Worn together though, Kumar's corduroy suit is absolutely wicked, for lack of a better qualifier (lol). I especially liked the way he dressed it up the other day with a slim-fit, powder blue fine gingham check, single-cuff Eton shirt, Tateossian cufflinks, skinny knitted burgundy tie from Milan, silk Ermenigildo Zegna pocket square also in burgundy, pants tapered and hemmed short enough to give a fetching peak-show of Savile Row Robert Graham red socks, brown Cole Haan brogues. BTW, who is that, who got cropped out of the picture???

Friday, February 11, 2011

Week Nine: The Urban Lumberjack

Ok, so before Winter finally releases its icy (brrrr!) clutch, I wanted to grab the opportunity myself to devote the next few blog posts to some colder-weather styles that I adore on both men and women.

To start off, there's the urban "lumberjack" trend. It has enjoyed quite the following and patronage for a few winters now, and I think homegrown DSquared's such-inspired collection which was first presented by a parade of perfect human specimens strutting their stuff down the catwalk in plaid numbers, furry aviator hats and working boots back in 2004 may have had a lot to do with it.

It's quintessentially Canadiana, evokes the Beachcombers and resurrects Curt Cobain. Kumar and I are both 90's children, but we're not stuck in the past either, stubbornly refusing to adapt to our evolving world, especially in the fashion sense, well, maybe more Kumar than me, that's totally his province! Yes, there is an updated way to own the lumberjack look. I can't emphasize enough on my posts how it's always all about the detail nor pound it more in people's heads that fit is key.

And if there's still any lingering doubt as to the appeal of looking felling-trees-ready, just take look at Rhys:

Friday, February 4, 2011

Week Eight: The Sartorialist's Two-Cents on Half-Inch (or more!) of Shirt-Cuff...

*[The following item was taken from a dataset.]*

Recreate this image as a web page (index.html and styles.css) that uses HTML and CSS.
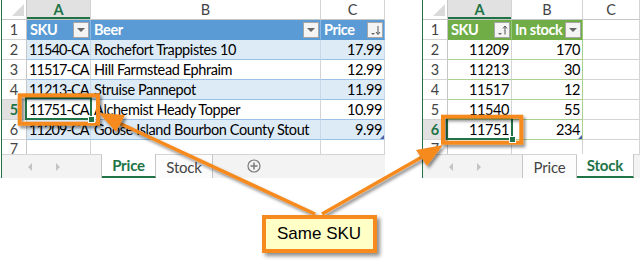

I truly love and look forward to my daily Scott Schuman/The Sartorialist pic "fix" so you could imagine how I relished actually reading his insightful two-cents on the subject of sleeve-length and how he tactfully addressed the obvious lack of consensus among his followers as to how much shirt-cuff should really show beneath a suit or peek out of outerwear.

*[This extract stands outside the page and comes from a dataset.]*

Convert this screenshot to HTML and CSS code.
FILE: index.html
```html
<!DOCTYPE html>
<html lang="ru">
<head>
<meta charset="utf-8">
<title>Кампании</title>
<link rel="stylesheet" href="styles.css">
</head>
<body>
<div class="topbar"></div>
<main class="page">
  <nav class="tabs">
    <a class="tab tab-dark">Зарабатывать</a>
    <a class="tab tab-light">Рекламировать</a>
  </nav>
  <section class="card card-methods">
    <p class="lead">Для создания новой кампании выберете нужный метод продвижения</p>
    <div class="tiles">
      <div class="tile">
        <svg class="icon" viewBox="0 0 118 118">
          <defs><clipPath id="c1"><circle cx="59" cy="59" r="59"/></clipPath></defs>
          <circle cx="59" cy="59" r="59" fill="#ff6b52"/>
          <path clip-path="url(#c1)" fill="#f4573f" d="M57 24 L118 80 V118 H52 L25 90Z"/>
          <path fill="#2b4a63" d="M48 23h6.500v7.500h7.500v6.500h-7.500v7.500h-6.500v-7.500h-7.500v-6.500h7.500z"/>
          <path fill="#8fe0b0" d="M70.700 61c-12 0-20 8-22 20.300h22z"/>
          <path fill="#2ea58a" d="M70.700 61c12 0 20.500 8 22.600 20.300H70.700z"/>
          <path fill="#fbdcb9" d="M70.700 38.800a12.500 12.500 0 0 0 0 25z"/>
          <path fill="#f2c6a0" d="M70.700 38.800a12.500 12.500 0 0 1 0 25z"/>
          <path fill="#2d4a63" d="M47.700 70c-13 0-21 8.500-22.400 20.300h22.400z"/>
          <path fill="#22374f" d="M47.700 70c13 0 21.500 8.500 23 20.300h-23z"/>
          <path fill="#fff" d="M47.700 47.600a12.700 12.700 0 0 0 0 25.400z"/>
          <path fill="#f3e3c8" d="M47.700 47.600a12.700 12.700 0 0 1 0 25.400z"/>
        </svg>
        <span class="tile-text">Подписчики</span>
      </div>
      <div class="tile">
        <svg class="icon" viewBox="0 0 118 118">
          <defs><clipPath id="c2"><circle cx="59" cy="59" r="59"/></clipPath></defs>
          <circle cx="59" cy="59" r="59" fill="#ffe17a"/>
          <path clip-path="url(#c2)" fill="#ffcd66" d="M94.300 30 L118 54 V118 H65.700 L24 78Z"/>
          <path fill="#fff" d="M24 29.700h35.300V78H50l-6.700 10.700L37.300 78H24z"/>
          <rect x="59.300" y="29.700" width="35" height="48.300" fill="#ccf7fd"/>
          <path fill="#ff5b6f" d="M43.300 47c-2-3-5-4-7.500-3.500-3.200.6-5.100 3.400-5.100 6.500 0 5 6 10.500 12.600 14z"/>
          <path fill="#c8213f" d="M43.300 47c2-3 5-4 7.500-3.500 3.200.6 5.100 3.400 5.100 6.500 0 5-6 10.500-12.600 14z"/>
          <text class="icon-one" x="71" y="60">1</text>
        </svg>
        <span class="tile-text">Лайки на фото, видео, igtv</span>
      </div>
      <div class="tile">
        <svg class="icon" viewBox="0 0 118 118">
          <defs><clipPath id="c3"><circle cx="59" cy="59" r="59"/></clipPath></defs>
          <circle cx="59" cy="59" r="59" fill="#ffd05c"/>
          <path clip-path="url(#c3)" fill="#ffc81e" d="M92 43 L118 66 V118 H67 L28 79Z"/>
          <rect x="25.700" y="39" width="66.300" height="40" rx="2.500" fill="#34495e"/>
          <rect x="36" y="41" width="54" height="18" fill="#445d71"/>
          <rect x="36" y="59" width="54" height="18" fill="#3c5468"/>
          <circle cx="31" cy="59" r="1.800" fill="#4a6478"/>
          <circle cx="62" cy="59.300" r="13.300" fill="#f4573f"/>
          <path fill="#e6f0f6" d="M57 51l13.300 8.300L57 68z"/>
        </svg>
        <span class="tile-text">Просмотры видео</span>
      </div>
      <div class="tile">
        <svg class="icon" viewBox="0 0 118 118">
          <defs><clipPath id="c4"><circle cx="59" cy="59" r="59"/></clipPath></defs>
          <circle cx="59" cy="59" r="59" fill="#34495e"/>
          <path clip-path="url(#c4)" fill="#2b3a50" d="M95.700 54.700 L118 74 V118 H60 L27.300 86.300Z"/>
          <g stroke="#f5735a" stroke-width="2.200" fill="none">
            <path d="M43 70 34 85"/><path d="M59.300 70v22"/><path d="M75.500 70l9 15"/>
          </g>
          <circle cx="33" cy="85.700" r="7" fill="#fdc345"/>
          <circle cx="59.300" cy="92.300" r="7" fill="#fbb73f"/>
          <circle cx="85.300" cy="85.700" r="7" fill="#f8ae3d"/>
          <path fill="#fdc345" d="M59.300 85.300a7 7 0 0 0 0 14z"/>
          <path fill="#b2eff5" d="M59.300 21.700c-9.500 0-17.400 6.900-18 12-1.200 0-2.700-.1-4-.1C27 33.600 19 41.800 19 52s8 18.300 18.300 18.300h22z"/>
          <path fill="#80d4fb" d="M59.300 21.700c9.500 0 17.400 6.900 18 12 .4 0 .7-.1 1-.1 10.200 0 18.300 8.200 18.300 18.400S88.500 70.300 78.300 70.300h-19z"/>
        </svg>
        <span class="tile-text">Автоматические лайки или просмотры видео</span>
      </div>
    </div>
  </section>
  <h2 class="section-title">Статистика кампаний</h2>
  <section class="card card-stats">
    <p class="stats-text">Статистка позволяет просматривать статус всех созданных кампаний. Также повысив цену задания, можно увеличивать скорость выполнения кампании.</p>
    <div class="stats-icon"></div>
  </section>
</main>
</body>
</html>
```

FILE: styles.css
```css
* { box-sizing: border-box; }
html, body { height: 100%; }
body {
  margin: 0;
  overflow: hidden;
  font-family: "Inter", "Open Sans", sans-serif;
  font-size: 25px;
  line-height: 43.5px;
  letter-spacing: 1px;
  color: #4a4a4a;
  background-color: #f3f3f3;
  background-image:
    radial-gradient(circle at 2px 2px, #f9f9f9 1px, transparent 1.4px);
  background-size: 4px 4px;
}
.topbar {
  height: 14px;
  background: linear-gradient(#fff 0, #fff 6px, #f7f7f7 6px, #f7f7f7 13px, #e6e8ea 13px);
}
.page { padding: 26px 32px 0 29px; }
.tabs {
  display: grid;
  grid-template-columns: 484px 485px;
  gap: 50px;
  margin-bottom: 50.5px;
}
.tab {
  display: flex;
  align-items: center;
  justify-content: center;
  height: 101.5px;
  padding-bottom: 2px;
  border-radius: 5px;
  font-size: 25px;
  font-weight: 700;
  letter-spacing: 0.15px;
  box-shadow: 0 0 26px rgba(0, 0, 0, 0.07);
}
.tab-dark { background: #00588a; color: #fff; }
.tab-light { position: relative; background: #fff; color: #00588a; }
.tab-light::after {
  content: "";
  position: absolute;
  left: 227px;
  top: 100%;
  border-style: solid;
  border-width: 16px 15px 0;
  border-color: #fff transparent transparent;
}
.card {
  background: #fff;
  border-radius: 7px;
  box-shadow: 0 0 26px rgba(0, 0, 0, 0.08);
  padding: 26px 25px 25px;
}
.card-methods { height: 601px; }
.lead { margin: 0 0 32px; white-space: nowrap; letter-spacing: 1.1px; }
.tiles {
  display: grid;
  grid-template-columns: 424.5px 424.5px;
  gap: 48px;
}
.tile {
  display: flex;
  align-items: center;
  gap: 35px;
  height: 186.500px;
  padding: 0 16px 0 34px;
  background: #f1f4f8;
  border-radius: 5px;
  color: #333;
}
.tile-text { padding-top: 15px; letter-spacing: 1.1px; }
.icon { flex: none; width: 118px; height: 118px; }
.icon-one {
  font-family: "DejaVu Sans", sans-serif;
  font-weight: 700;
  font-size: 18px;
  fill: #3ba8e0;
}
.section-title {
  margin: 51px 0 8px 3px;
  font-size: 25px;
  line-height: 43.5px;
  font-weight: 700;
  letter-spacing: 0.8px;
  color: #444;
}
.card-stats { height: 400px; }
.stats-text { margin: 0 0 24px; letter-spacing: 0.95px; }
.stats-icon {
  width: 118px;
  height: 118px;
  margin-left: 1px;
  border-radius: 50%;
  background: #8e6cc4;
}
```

This is the second time since I've recently began following Schuman's blog, that I observed how he had silenced his critics with such modesty and diplomacy, the first incident, involving a picture of a "duct taped boot" that raised quite the controversy which he settled by simply directing everyone's attention to and having them watch "A Visual Life" - a beautiful mini-docu on the creative process behind The Sartorialist - and conclusively rest his case.

This quiet dignity resonated with me, reminding me of Kumar's own forebearance in the face of skepticism over his elevated sartorial taste. Unfortunately, this comes with the territory, but rising above it with such class is so gentlemanly!

Wednesday, February 2, 2011

Week Seven: The Skinny Tie

For the most part, I've always been fiercely loyal to Kumar, but I must admit, I used to laugh at his "fashion visionary drive" and not always just inwardly. However, over the years I've witnessed how he's silenced his skeptics one by one - without a word - and by now he has become the fashion go-to guy within and without our circle of friends. I can honestly say that their trust is definitely not misplaced.

I think the last time I ever laughed at Kumar was a few years back when he predicted the resurgence of the skinny tie after regular ties have enjoyed "standard" status for like forever. Fast forward to the present, have you watched the Golden Globes? He rests his case.

Now before you jump headlong into this bandwagon, I'll try to break it to you as gently as I can: skinny ties are not for everyone. They're not the most flattering for the beefier-set. One might think that they are "slimming," but on the contrary, they actually tend to emphasize bulk, looking disproportionate against breadth. Ok, if it's any consolation, personally, being of shorter stature, I steer away from over-the-knee-high boots for similar reasons, because, again, although one might believe they can give the wearer the illusion of height, they in fact, do the exact opposite, especially, if they hit just shy of one's groins lol...get the point? Remember, fashion is supposed to be fun and about being spontaneous, but at the same time, it doesn't mean impulsively throwing things on, without paying any regard either to whatever physical flaw (likely more real than just imagined!) that one might have which can be accentuated by poor clothing choices.

Now, if you're lucky and built anywhere from average to slim, proceed with these pointers in mind:

1.) Skinny tie + skinny collar: I know this will meet with some resistance, but if you're opting to wear a skinny tie, relinquish the spread collar, it is best worn with a regular/military collared shirt. A large collar will overwhelm the tie.

2.) Skinny tie + skinny lapel/skinny suit: for pretty much the same reason as above, the overall look we're trying to achieve here is slim. Be consistent.

3.) Skinny tie + skinny/well-fitted suit. Again. It's all about looking slim and trim. As I had explained in a previous post, a made-to-measure suit is definitely superior, but can be pricey, thus, the next best thing is a good off-the-rack suit, expertly taken in by a skillful tailor according to your measurements.

Skinny ties are pretty versatile because they can spruce up an otherwise ho-hum casual shirt and jeans ensemble and likewise make a great (and fresh!) accessory choice to go with a suit.